▶ **Exercise description**
Every line that contains the word "this" should be copied.

▶ **Entries provided**
'''
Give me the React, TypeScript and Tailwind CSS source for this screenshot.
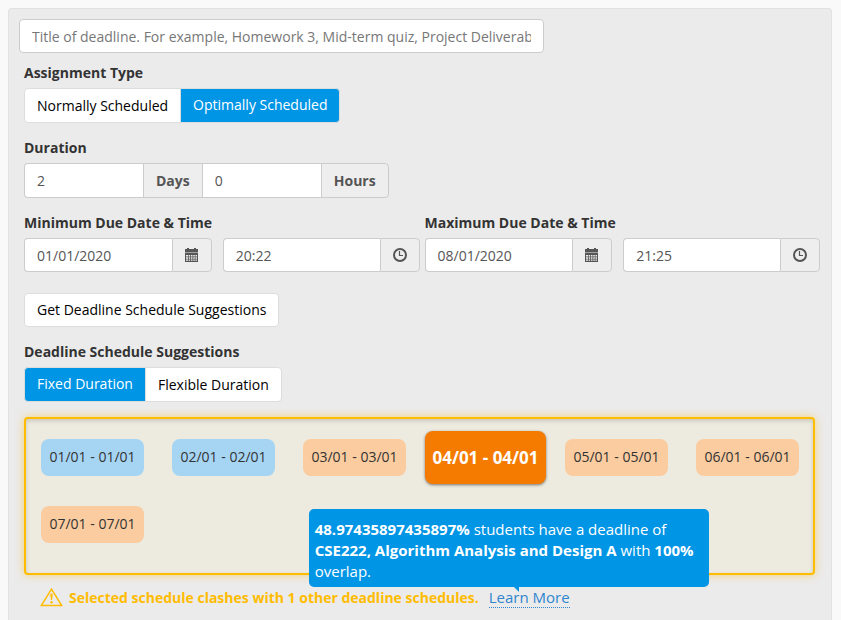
'''
'''
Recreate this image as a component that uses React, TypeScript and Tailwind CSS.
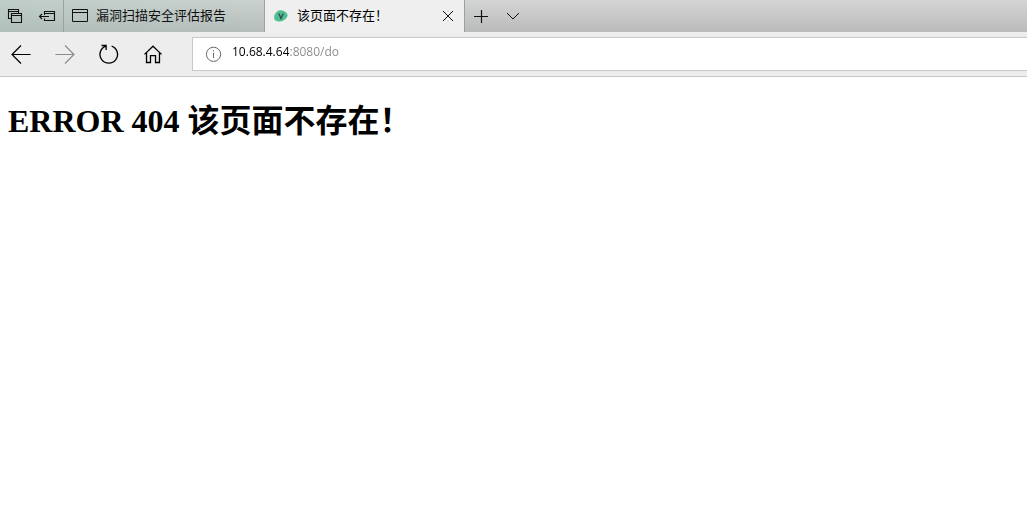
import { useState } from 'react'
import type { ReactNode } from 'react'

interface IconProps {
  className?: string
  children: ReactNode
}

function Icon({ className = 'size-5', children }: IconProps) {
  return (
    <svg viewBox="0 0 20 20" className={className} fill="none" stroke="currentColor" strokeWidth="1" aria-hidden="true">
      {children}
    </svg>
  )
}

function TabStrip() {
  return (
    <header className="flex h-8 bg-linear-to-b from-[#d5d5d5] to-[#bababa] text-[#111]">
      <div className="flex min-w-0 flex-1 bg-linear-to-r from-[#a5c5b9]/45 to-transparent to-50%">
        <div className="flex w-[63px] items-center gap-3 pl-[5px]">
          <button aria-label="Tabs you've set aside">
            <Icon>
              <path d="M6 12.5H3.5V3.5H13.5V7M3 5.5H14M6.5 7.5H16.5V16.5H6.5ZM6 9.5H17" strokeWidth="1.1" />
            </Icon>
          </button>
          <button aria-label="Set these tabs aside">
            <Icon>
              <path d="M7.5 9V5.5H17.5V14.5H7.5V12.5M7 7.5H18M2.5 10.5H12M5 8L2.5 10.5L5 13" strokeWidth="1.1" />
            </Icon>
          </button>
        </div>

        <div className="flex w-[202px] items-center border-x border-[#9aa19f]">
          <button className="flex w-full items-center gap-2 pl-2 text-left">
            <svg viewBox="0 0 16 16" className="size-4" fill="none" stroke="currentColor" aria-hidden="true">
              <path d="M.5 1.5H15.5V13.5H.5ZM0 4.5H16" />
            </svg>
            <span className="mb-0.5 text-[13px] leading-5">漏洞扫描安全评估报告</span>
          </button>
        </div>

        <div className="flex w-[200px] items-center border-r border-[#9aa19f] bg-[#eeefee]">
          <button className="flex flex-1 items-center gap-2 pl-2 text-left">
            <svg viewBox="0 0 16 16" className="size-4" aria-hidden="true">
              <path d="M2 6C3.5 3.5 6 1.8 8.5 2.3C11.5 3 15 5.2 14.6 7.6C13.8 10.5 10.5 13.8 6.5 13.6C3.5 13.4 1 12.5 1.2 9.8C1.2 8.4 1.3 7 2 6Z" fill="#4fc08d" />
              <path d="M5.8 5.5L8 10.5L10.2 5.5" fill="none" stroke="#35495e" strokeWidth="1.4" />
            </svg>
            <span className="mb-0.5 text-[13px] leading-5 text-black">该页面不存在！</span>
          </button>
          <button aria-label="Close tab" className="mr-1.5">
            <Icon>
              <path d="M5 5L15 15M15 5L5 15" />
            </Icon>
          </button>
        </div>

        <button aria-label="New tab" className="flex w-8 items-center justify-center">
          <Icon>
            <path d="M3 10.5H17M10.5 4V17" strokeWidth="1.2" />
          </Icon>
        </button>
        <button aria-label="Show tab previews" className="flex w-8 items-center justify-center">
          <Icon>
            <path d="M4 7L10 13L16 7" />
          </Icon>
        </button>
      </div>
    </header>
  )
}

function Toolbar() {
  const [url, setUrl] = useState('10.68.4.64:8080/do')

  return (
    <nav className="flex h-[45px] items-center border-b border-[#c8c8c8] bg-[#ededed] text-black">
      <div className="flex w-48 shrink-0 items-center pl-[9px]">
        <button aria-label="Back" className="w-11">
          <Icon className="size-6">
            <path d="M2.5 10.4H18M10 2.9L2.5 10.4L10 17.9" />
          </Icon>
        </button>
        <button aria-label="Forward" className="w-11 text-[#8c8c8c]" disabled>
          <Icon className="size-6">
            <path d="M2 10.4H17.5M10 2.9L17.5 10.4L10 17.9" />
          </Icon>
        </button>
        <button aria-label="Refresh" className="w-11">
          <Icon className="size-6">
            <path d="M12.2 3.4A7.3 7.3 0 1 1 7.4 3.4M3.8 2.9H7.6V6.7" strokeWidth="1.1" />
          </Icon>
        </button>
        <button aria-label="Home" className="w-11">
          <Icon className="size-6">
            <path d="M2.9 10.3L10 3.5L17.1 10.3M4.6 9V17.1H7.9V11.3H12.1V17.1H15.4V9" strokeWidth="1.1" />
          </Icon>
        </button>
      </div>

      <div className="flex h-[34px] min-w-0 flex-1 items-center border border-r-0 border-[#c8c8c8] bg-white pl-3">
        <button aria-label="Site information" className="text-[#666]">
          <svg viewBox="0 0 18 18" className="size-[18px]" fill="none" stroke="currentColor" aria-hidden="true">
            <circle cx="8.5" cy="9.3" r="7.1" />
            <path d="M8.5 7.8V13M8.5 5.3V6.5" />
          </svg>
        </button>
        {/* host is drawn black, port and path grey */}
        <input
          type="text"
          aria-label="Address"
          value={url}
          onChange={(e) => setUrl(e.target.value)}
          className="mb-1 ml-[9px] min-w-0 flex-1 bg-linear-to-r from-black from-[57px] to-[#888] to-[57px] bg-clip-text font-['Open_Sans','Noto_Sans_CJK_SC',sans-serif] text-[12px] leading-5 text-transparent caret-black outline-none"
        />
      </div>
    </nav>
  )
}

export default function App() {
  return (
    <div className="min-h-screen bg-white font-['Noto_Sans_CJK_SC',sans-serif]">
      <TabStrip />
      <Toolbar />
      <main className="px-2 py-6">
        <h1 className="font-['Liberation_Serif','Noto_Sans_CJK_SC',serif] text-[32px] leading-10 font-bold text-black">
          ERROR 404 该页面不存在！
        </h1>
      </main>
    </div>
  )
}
'''
▶ **Written answer**
Give me the React, TypeScript and Tailwind CSS source for this screenshot.
Recreate this image as a component that uses React, TypeScript and Tailwind CSS.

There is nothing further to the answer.